SAP Business Suite 7.0 Kills Usual Software Upgrade ProcessSAP Business Suite 7.0 Kills Usual Software Upgrade Process
With the more harmonious approach to software application updates, SAP has its own story to tell against Oracle's upcoming Fusion application suite.
SAP on Wednesday announced Business Suite 7, which represents a new way of software deployment more than a features upgrade. With the new approach, SAP said it's doing away with its conventional upgrade process for software applications.
Business Suite 7 represents the most current versions of SAP's business applications, including those for managing supply chains, product life cycles, and customer relations, among others. Once upgraded, customers won't have to do a full upgrade for five years.
Instead, SAP is syncing all of its improvements to its applications so that they'll all be available at the same time. Customers will then be able to pick and choose from this "enhancement package" as little or as much as they want, according to SAP.
The suite announcement also includes "Value Scenarios," or industry-specific software modules SAP is developing to help companies analyze a specific issue, such as the shopping experience in the retail industry, by viewing data across applications, or implement a business process across applications, such as collaborative engineering, in the manufacturing industry. This approach uses dashboard and other technologies incorporated from SAP's Business Objects acquisition.
Late last year, SAP announced Best Run Now, a new software and SAP services offering designed to help companies install software to achieve a specific business goal, such as cash-flow improvement, within 90 days.
Collectively, these offerings and the switch from upgrades to enhancement packages are intended to help customers cut IT costs and resource requirements, while also improving business flexibility and insight during these tough economic times, said CEO Leo Apotheker in a press conference this morning.
A customer that upgrades to Business Suite 7, for example, won't have to do a full resource-intensive upgrade to SCM one month and a full upgrade to CRM several months later. Instead, that customer can choose only the enhancements it wants for SCM and CRM from a single enhancement package. The first package is due later this year.
"It is the next chapter of our success story," Apotheker said. "It's a keystone we will build on for the future."
It also gives SAP a story of its own as its top competitor, Oracle, continues work on its common-platform suite of Fusion applications.
For SAP customers, the move to upgraded apps, and onto the Business Suite 7 platform, is covered under customers' current maintenance contracts.
While SAP executives portrayed the move as a purely altruistic one, intended to help customers through the tough economy, there are also ways the approach could boost revenue.
For one, it could encourage companies still on ERP R/3 to make the upgrade to ERP 6.0, which already uses the enhancement approach and is compatible with Business Suite 7, while R/3 isn't.
And with synced application improvements offered in one enhancement package, SAP is taking a more harmonious approach to its application business. SAP can bring this vision to new customers and sees Business Suite 7.0 as upstaging Oracle Fusion.
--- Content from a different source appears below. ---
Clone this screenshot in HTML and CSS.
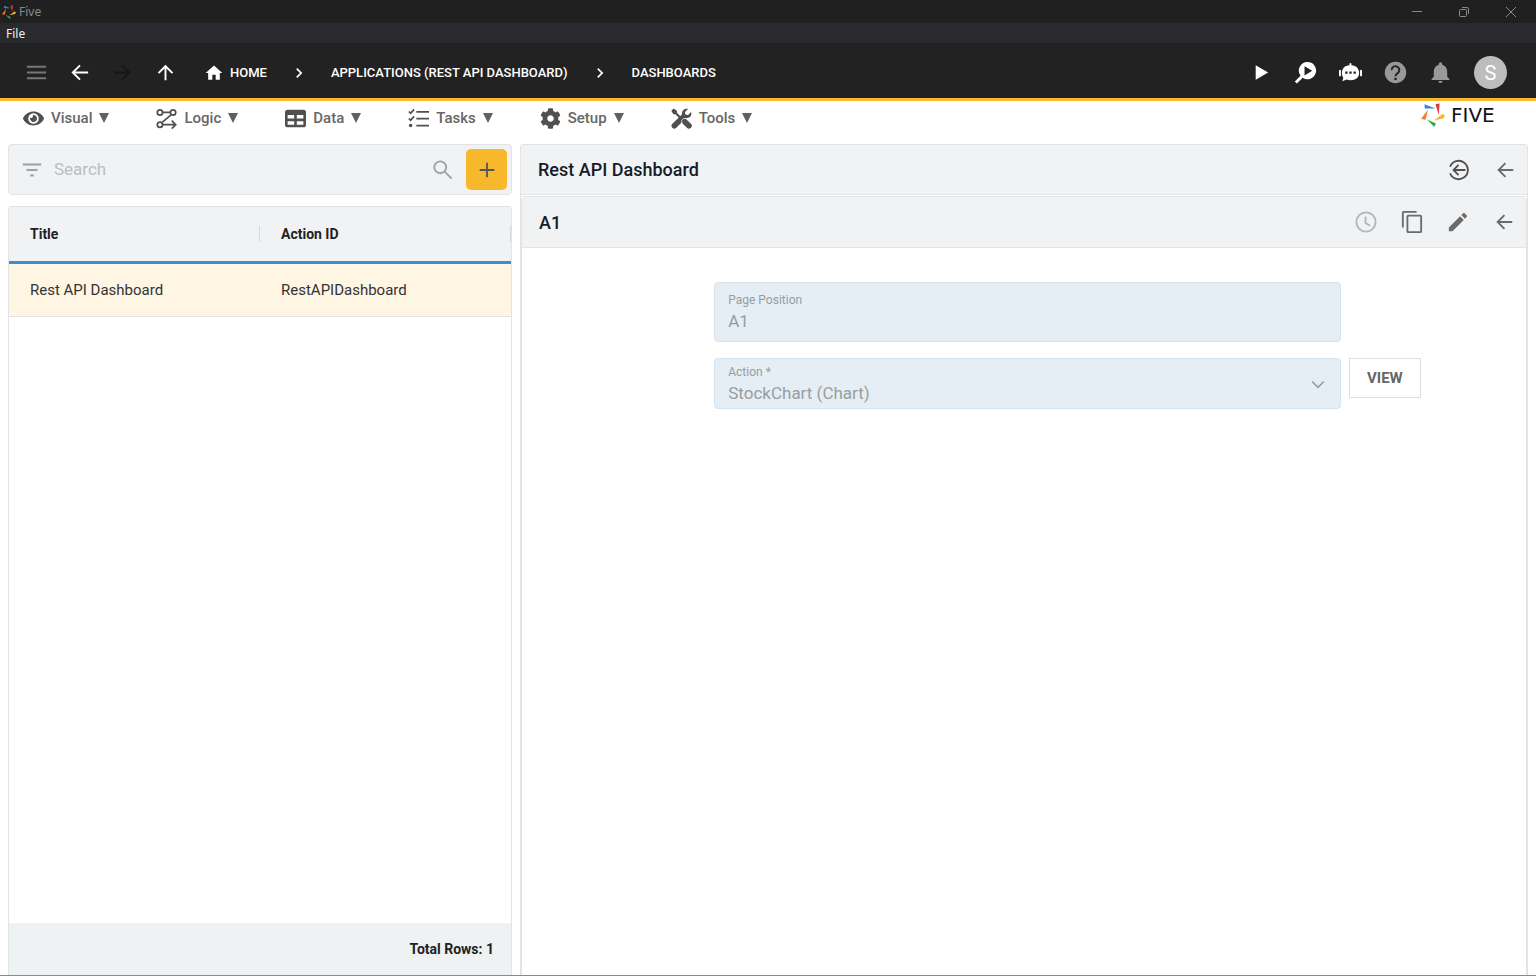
FILE: index.html
```
<!DOCTYPE html>
<html lang="en">
<head>
    <meta charset="UTF-8">
    <meta name="viewport" content="width=device-width, initial-scale=1.0">
    <title>Five</title>
    <link rel="stylesheet" href="styles.css">
</head>
<body>

<!-- Shared shapes -->
<svg class="sprite" aria-hidden="true">
    <symbol id="star" viewBox="0 0 24 24">
        <path fill="#3f83d9" d="M3.5 1.2 14.500 5.500H3.800z"/>
        <path fill="#e5343d" d="M14.500 1.200 18.600.4 17.800 12z"/>
        <path fill="#f8b62b" d="M24 12.500 22.200 15.500 12.800 17.500 21.500 11z"/>
        <path fill="#35a853" d="M6 16.500 15 20.500 13.200 24z"/>
        <path fill="#f47c2a" d="M7 6.500 4.500 16.800 0 16z"/>
    </symbol>
    <symbol id="arrow-left" viewBox="0 0 24 24">
        <path fill="none" stroke="currentColor" stroke-width="2" d="M21 12H5M12.500 4.500 5 12l7.500 7.500"/>
    </symbol>
</svg>

<!-- Window title -->
<div class="titlebar">
    <svg class="titlebar-logo"><use href="#star"/></svg>
    <span class="titlebar-name">Five</span>
    <div class="window-buttons">
        <button aria-label="Minimize"><svg viewBox="0 0 12 12"><path d="M1 5.500h10"/></svg></button>
        <button aria-label="Restore"><svg viewBox="0 0 12 12"><rect x="1.5" y="3.5" width="7" height="7" rx="1"/><path d="M4 1.500h5a1.500 1.500 0 0 1 1.500 1.500v5"/></svg></button>
        <button aria-label="Close"><svg viewBox="0 0 12 12"><path d="M1 1l10 10M11 1 1 11"/></svg></button>
    </div>
</div>
<div class="filebar"><button>File</button></div>

<!-- Main toolbar -->
<header class="toolbar">
    <div class="nav-buttons">
        <button class="dim" aria-label="Menu"><svg viewBox="0 0 24 24"><path d="M2 5h20v2H2zM2 11h20v2H2zM2 17h20v2H2z"/></svg></button>
        <button aria-label="Back"><svg><use href="#arrow-left"/></svg></button>
        <button class="off" aria-label="Forward" disabled><svg class="flip"><use href="#arrow-left"/></svg></button>
        <button aria-label="Up"><svg viewBox="0 0 24 24"><path d="M4 12l1.410 1.410L11 7.830V20h2V7.830l5.580 5.590L20 12l-8-8-8 8z"/></svg></button>
    </div>
    <nav class="breadcrumbs">
        <a href="#"><svg viewBox="0 0 24 24"><path d="M10 20v-6h4v6h5v-8h3L12 3 2 12h3v8z"/></svg>HOME</a>
        <svg class="sep" viewBox="0 0 24 24"><path d="M10 6 8.590 7.410 13.170 12l-4.580 4.590L10 18l6-6z"/></svg>
        <a href="#">APPLICATIONS (REST API DASHBOARD)</a>
        <svg class="sep" viewBox="0 0 24 24"><path d="M10 6 8.590 7.410 13.170 12l-4.580 4.590L10 18l6-6z"/></svg>
        <a href="#">DASHBOARDS</a>
    </nav>
    <div class="tool-buttons">
        <button aria-label="Run"><svg viewBox="0 0 24 24"><path d="M7 4.500v15L20 12z"/></svg></button>
        <button aria-label="Inspect"><svg viewBox="0 0 24 24"><path fill-rule="evenodd" d="M14 1a9 9 0 1 1-4.900 16.500L3 23.500.8 21.300l6-6A9 9 0 0 1 14 1zm-3 4.500v9.500l8-4.700z"/></svg></button>
        <button aria-label="Assistant"><svg viewBox="0 0 24 24"><path fill-rule="evenodd" d="M11 4.500V3a1 1 0 0 1 2 0v1.500c5 .2 8 3.500 8 8s-3.500 7.500-9 7.500c-1.500 0-2.800-.2-4-.7L3.500 21l1-3.500C3.500 16 3 14.500 3 12.500c0-4.500 3-7.800 8-8zM6.500 11v2.400h2.400V11zm4.300 0v2.400h2.400V11zm4.300 0v2.400h2.400V11z"/><rect y="9" width="2" height="7" rx="1"/><rect x="22" y="9" width="2" height="7" rx="1"/></svg></button>
        <button class="soft" aria-label="Help"><svg viewBox="0 0 24 24"><path d="M12 .8a11.200 11.200 0 1 0 0 22.400 11.200 11.200 0 0 0 0-22.400z"/><path class="mark" d="M8 9.500a4 4 0 1 1 6.500 3c-1.500 1.200-2.500 1.800-2.500 3.500"/><path class="dot" d="M10.800 17.500h2.400v2.400h-2.400z"/></svg></button>
        <button class="soft" aria-label="Notifications"><svg viewBox="0 0 24 24"><path d="M12 23a2.200 2.200 0 0 0 2.200-2.200H9.800A2.200 2.200 0 0 0 12 23zm7-6.500V11c0-3.400-1.900-6.200-5.200-7V3.200a1.800 1.800 0 0 0-3.600 0V4C6.900 4.800 5 7.600 5 11v5.500l-2.300 2.200v1.100h18.600v-1.100z"/></svg></button>
        <button class="avatar">S</button>
    </div>
</header>

<!-- Menu -->
<nav class="menu">
    <button><svg viewBox="0 0 576 512"><path d="M572.520 241.400C518.290 135.590 410.930 64 288 64S57.680 135.640 3.480 241.410a32.350 32.350 0 0 0 0 29.190C57.710 376.410 165.070 448 288 448s230.320-71.640 284.520-177.410a32.350 32.350 0 0 0 0-29.190zM288 400a144 144 0 1 1 144-144 143.930 143.930 0 0 1-144 144zm0-240a95.310 95.310 0 0 0-25.310 3.790 47.850 47.850 0 0 1-66.900 66.900A95.780 95.780 0 1 0 288 160z"/></svg>Visual<i></i></button>
    <button><svg class="line" viewBox="0 0 24 24"><circle cx="4.500" cy="5" r="3"/><circle cx="19.500" cy="5" r="3"/><circle cx="4.500" cy="19" r="3"/><path d="M7.500 5h9M17.500 7.500 7 16.500M7.500 19H22M18 14.500l4.500 4.500-4.500 4.500"/></svg>Logic<i></i></button>
    <button><svg viewBox="0 0 24 24"><path fill-rule="evenodd" d="M3 2h18a3 3 0 0 1 3 3v14a3 3 0 0 1-3 3H3a3 3 0 0 1-3-3V5a3 3 0 0 1 3-3zm0 6v4h7.500V8zm10.500 0v4H21V8zM3 15v4h7.500v-4zm10.500 0v4H21v-4z"/></svg>Data<i></i></button>
    <button><svg class="line" viewBox="0 0 24 24"><path d="M9.500 4.500H24M9.500 12H24M9.500 20H24M1 4l2 2 4-4.500M1 12l2 2 4-4.500"/><circle class="dot" cx="3" cy="20" r="2"/></svg>Tasks<i></i></button>
    <button><svg viewBox="0 0 512 512"><path d="M487.400 315.700l-42.600-24.600c4.300-23.200 4.300-47 0-70.200l42.600-24.600c4.900-2.800 7.100-8.600 5.500-14-11.100-35.600-30-67.800-54.700-94.600-3.800-4.100-10-5.100-14.800-2.300L380.800 110c-17.900-15.400-38.500-27.300-60.800-35.100V25.800c0-5.600-3.900-10.500-9.400-11.700-36.700-8.200-74.300-7.800-109.200 0-5.500 1.200-9.400 6.100-9.400 11.700V75c-22.200 7.900-42.800 19.800-60.800 35.100L88.700 85.500c-4.900-2.800-11-1.900-14.800 2.300-24.700 26.700-43.600 58.900-54.700 94.600-1.700 5.400.6 11.200 5.500 14L67.300 221c-4.300 23.200-4.300 47 0 70.200l-42.600 24.600c-4.900 2.800-7.100 8.600-5.500 14 11.100 35.600 30 67.800 54.700 94.600 3.800 4.100 10 5.100 14.800 2.300l42.600-24.600c17.900 15.400 38.500 27.300 60.800 35.100v49.200c0 5.600 3.900 10.500 9.400 11.700 36.700 8.200 74.300 7.800 109.200 0 5.500-1.200 9.400-6.100 9.400-11.700v-49.200c22.200-7.900 42.800-19.800 60.800-35.100l42.600 24.600c4.900 2.800 11 1.900 14.800-2.300 24.700-26.700 43.600-58.900 54.700-94.600 1.500-5.500-.7-11.300-5.600-14.100zM256 336c-44.100 0-80-35.900-80-80s35.900-80 80-80 80 35.900 80 80-35.900 80-80 80z"/></svg>Setup<i></i></button>
    <button><svg viewBox="0 0 24 24"><path d="M3 .5 6.800 3v2.500l4.700 4.700-1.800 1.800L5 7.200H2.700L.3 3.200z"/><path d="M13.500 13c1.800-1 3.500-.7 4.800.6l4.500 4.500a3 3 0 0 1-4.600 4.600l-4.500-4.500c-1-1-1.400-2.500-.9-4z"/><path d="M22.900 4.500 19.500 8l-3-.5-.5-3L19.500 1C16 0 12 2.500 12.500 7.500L1.300 18.300a3.200 3.200 0 0 0 4.500 4.500l6-6c-.2-2.500 1-5 4.200-5.300 5 .8 8.500-2.500 6.900-7z"/></svg>Tools<i></i></button>
    <div class="brand"><svg><use href="#star"/></svg><span>FIVE</span></div>
</nav>

<main class="content">
    <!-- Record list -->
    <section class="list">
        <form class="search">
            <svg viewBox="0 0 24 24"><path d="M2 5h20v2H2zM6 11h12v2H6zM10 17h4v2h-4z"/></svg>
            <input type="text" placeholder="Search" aria-label="Search">
            <svg class="line" viewBox="0 0 24 24"><circle cx="9" cy="9" r="6.500"/><path d="M14 14l7.500 7.500"/></svg>
            <button type="button" class="add" aria-label="Add"><svg viewBox="0 0 24 24"><path d="M11 4h2v7h7v2h-7v7h-2v-7H4v-2h7z"/></svg></button>
        </form>
        <div class="records">
            <table>
                <thead>
                    <tr><th><span>Title</span></th><th><span>Action ID</span></th></tr>
                </thead>
                <tbody>
                    <tr><td>Rest API Dashboard</td><td>RestAPIDashboard</td></tr>
                </tbody>
            </table>
            <div class="total">Total Rows: 1</div>
        </div>
    </section>

    <!-- Record detail -->
    <section class="detail">
        <div class="bar">
            <h1>Rest API Dashboard</h1>
            <button class="dark" aria-label="Exit"><svg class="line" viewBox="0 0 24 24"><path d="M2.300 8.500a10 10 0 1 1 0 7M19 12H6M11.500 6.500 6 12l5.500 5.500"/></svg></button>
            <button aria-label="Back"><svg><use href="#arrow-left"/></svg></button>
        </div>
        <div class="page">
            <div class="bar">
                <h2>A1</h2>
                <button disabled aria-label="History"><svg class="line" viewBox="0 0 24 24"><circle cx="12" cy="12" r="10.500"/><path d="M11.500 6v7l5 3"/></svg></button>
                <button aria-label="Copy"><svg class="line" viewBox="0 0 24 24"><path d="M2 18V2q0-1 1-1h14"/><rect x="7" y="5" width="15" height="18" rx="1"/></svg></button>
                <button aria-label="Edit"><svg viewBox="0 0 24 24"><path d="M2 18v4h4L18.300 9.700l-4-4zM21.600 6.400a1.200 1.200 0 0 0 0-1.600l-2.400-2.400a1.200 1.200 0 0 0-1.600 0l-2 2 4 4z"/></svg></button>
                <button aria-label="Back"><svg><use href="#arrow-left"/></svg></button>
            </div>
            <form class="fields">
                <div class="field tall">
                    <label for="position">Page Position</label>
                    <input id="position" type="text" value="A1" disabled>
                </div>
                <div class="field">
                    <label for="action">Action *</label>
                    <select id="action" disabled><option>StockChart (Chart)</option></select>
                    <svg class="line" viewBox="0 0 24 24"><path d="M5 9l7 7 7-7"/></svg>
                </div>
                <button type="button" class="view">VIEW</button>
            </form>
        </div>
    </section>
</main>

</body>
</html>
```
FILE: styles.css
```
* {
    box-sizing: border-box;
}
body {
    margin: 0;
    min-height: 100vh;
    display: flex;
    flex-direction: column;
    font-family: Roboto, sans-serif;
    font-size: 15px;
    color: #222;
    background-color: #fff;
    border-bottom: 1px solid #8a8a8a;
}
button {
    display: flex;
    align-items: center;
    justify-content: center;
    padding: 0;
    border: none;
    background: none;
    font: inherit;
    color: inherit;
    cursor: pointer;
}
svg {
    width: 24px;
    height: 24px;
    fill: currentColor;
    flex-shrink: 0;
}
.line {
    fill: none;
    stroke: currentColor;
    stroke-width: 2;
}
.sprite {
    display: none;
}

/* Window bars */
.titlebar {
    display: flex;
    align-items: center;
    height: 23px;
    padding: 0 2px;
    background-color: #202020;
    color: #8a8a8a;
    font-family: "Noto Sans", sans-serif;
    font-size: 12px;
}
.titlebar-logo {
    width: 14px;
    height: 14px;
}
.titlebar-name {
    margin-left: 3px;
}
.window-buttons {
    display: flex;
    margin-left: auto;
}
.window-buttons button {
    width: 47px;
}
.window-buttons svg {
    width: 12px;
    height: 12px;
    fill: none;
    stroke: #8a8a8a;
}
.filebar {
    display: flex;
    align-items: center;
    height: 20px;
    padding-left: 6px;
    background-color: #292a2d;
    color: #eee;
    font-family: "Noto Sans", sans-serif;
    font-size: 12px;
}

/* Toolbar */
.toolbar {
    display: flex;
    align-items: center;
    height: 58px;
    padding: 4px 29px 0 25px;
    border-bottom: 3px solid #f7b92b;
    background-color: #222;
    color: #fff;
}
.nav-buttons {
    display: flex;
    gap: 20px;
}
.nav-buttons svg {
    width: 23px;
    height: 23px;
}
.nav-buttons .dim {
    color: #777;
}
.nav-buttons .off {
    color: #151515;
}
.flip {
    transform: rotate(180deg);
}
.breadcrumbs {
    display: flex;
    align-items: center;
    margin-left: 27px;
    font-size: 13px;
    font-weight: 500;
}
.breadcrumbs a {
    display: flex;
    align-items: center;
    color: #fff;
    text-decoration: none;
}
.breadcrumbs a svg {
    width: 20px;
    margin-right: 6px;
}
.breadcrumbs .sep {
    width: 20px;
    height: 20px;
    margin: 0 22px;
}
.tool-buttons {
    display: flex;
    align-items: center;
    gap: 22px;
    margin-left: auto;
}
.tool-buttons svg {
    width: 23px;
    height: 23px;
}
.tool-buttons .soft {
    color: #999;
}
.mark {
    fill: none;
    stroke: #222;
    stroke-width: 2;
}
.toolbar .dot {
    fill: #222;
}
.tool-buttons .avatar {
    width: 33px;
    height: 33px;
    border-radius: 50%;
    background-color: #bdbdbd;
    font-size: 20px;
}

/* Menu */
.menu {
    display: flex;
    align-items: flex-start;
    gap: 47px;
    height: 43px;
    padding: 5px 25px 0 23px;
    color: #666;
    font-weight: 500;
}
.menu button {
    height: 24px;
}
.menu button svg {
    width: 21px;
    height: 21px;
    margin-right: 7px;
    color: #505050;
}
.menu .dot {
    fill: currentColor;
    stroke: none;
}
.menu i {
    margin-left: 7px;
    border: 5px solid transparent;
    border-top: 10px solid #606060;
    border-bottom: none;
}
.brand {
    display: flex;
    align-items: center;
    height: 17px;
    margin-left: auto;
    color: #111;
    font-family: "DejaVu Sans", sans-serif;
    font-size: 20px;
    font-weight: 400;
}
.brand svg {
    margin-right: 6px;
}
.brand span {
    width: 60px;
}

/* Content */
.content {
    flex: 1;
    display: grid;
    grid-template-columns: 1fr 2fr;
    gap: 8px;
    padding: 0 8px;
}
.list {
    display: flex;
    flex-direction: column;
    gap: 11px;
}
.search {
    display: flex;
    align-items: center;
    height: 51px;
    padding: 0 4px 0 12px;
    border: 1px solid #e2e3e4;
    border-radius: 4px;
    background-color: #f1f2f4;
    color: #9aa1a5;
}
.search svg {
    width: 22px;
}
.search input {
    flex: 1;
    min-width: 0;
    margin-left: 11px;
    padding: 0 0 2px;
    border: none;
    outline: none;
    background: none;
    font: inherit;
    font-size: 17px;
}
.search input::placeholder {
    color: #bbbdbf;
}
.add {
    width: 41px;
    height: 41px;
    margin-left: 12px;
    border-radius: 5px;
    background-color: #f7b92b;
}
.search .add {
    color: #555;
}
.records {
    flex: 1;
    display: flex;
    flex-direction: column;
    border: 1px solid #e2e3e4;
    border-bottom: none;
    border-radius: 4px 4px 0 0;
    overflow: hidden;
}
table {
    width: 100%;
    table-layout: fixed;
    border-collapse: collapse;
    text-align: left;
}
th {
    height: 55px;
    padding: 0;
    border-bottom: 3px solid #4488d8;
    background-color: #f1f2f4;
    font-size: 14px;
    font-weight: 700;
}
th span {
    display: block;
    padding-left: 21px;
    border-right: 1px solid #d8d9da;
}
td {
    height: 54px;
    padding: 0 0 0 21px;
    border-bottom: 1px solid #e2e3e4;
    background-color: #fff5e3;
    color: #333;
}
.total {
    height: 52px;
    margin-top: auto;
    padding-right: 17px;
    background-color: #eef2f3;
    font-size: 14px;
    font-weight: 700;
    line-height: 52px;
    text-align: right;
}

/* Detail */
.detail {
    display: flex;
    flex-direction: column;
    border: 1px solid #e2e3e4;
    border-bottom: none;
    border-radius: 4px 4px 0 0;
}
.bar {
    display: flex;
    align-items: center;
    gap: 24px;
    height: 50px;
    padding: 0 11px 0 17px;
    border-bottom: 1px solid #e2e3e4;
    background-color: #f1f2f4;
    color: #6a6a6a;
}
.page .bar {
    height: 51px;
}
.bar h1,
.bar h2 {
    margin: 0 auto 0 0;
    color: #151c28;
    font-size: 18px;
    font-weight: 500;
}
.bar button:disabled {
    color: #b5b5b5;
}
.bar .dark {
    color: #505050;
}
.bar svg {
    width: 22px;
}
.page {
    flex: 1;
    margin-top: 1px;
    border: 1px solid #e2e3e4;
    border-bottom: none;
    border-radius: 4px 4px 0 0;
}
.fields {
    display: grid;
    grid-template-columns: 27fr 88fr 26fr;
    row-gap: 16px;
    align-items: start;
    padding-top: 34px;
}
.field {
    grid-column: 2;
    display: grid;
    grid-template-columns: 1fr auto;
    height: 51px;
    padding: 4px 12px 0 13px;
    border: 1px solid #d5e2f0;
    border-radius: 4px;
    background-color: #e5edf5;
    color: #999da1;
    align-content: start;
}
.field.tall {
    height: 60px;
    padding-top: 8px;
}
.field label {
    grid-column: 1;
    font-size: 12px;
    line-height: 18px;
}
.field input,
.field select {
    grid-column: 1;
    width: 100%;
    height: 24px;
    padding: 0;
    border: none;
    appearance: none;
    background: none;
    font: inherit;
    font-size: 17px;
    color: inherit;
    opacity: 1;
}
.field svg {
    grid-column: 2;
    grid-row: 1 / span 2;
    width: 20px;
    align-self: center;
}
.view {
    grid-column: 3;
    width: 72px;
    height: 40px;
    margin-left: 8px;
    border: 1px solid #ddd;
    color: #666;
    font-size: 15px;
    font-weight: 700;
}
```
With the new approach, the biggest investment in customer time and possibly money would be the upgrade to Business Suite 7.0. "It's about getting on the train, and getting that train in motion," explained executive VP Peter Graf.
"Customers can get on that train at any point in time. But once they're on that train, they won't consume upgrades; they'll just consume enhancement packages." Graf likened it to being able to check off a list of functionalities when the enhancement package becomes available.
But it may not be that easy. Stuart Williams, an analyst with Technology Business Research, notes that many customers have modified their SAP apps, and it's unclear how they'll be able to reuse or reapply those modifications if they jump on that train.
"Keeping it simple may help SAP, but partners and customers will have to evaluate the cost of making the modifications or the opportunity cost of adopting the unmodified SAP code in the name of efficiency," Johnston said. "For new deployments, Business Suite 7 provides a clear lower-cost route to value then previous versions of SAP applications."
Longtime SAP customer Ed Tobin, senior VP of global IT at Colgate-Palmolive, applauded the development. "This will allow us to use less of our resources on upgrades, and more on new capabilities for business purposes," Tobin said. He also sees Business Suite 7 as providing better access to the Business Objects technologies and letting Colgate "get better access to a lot of information we have."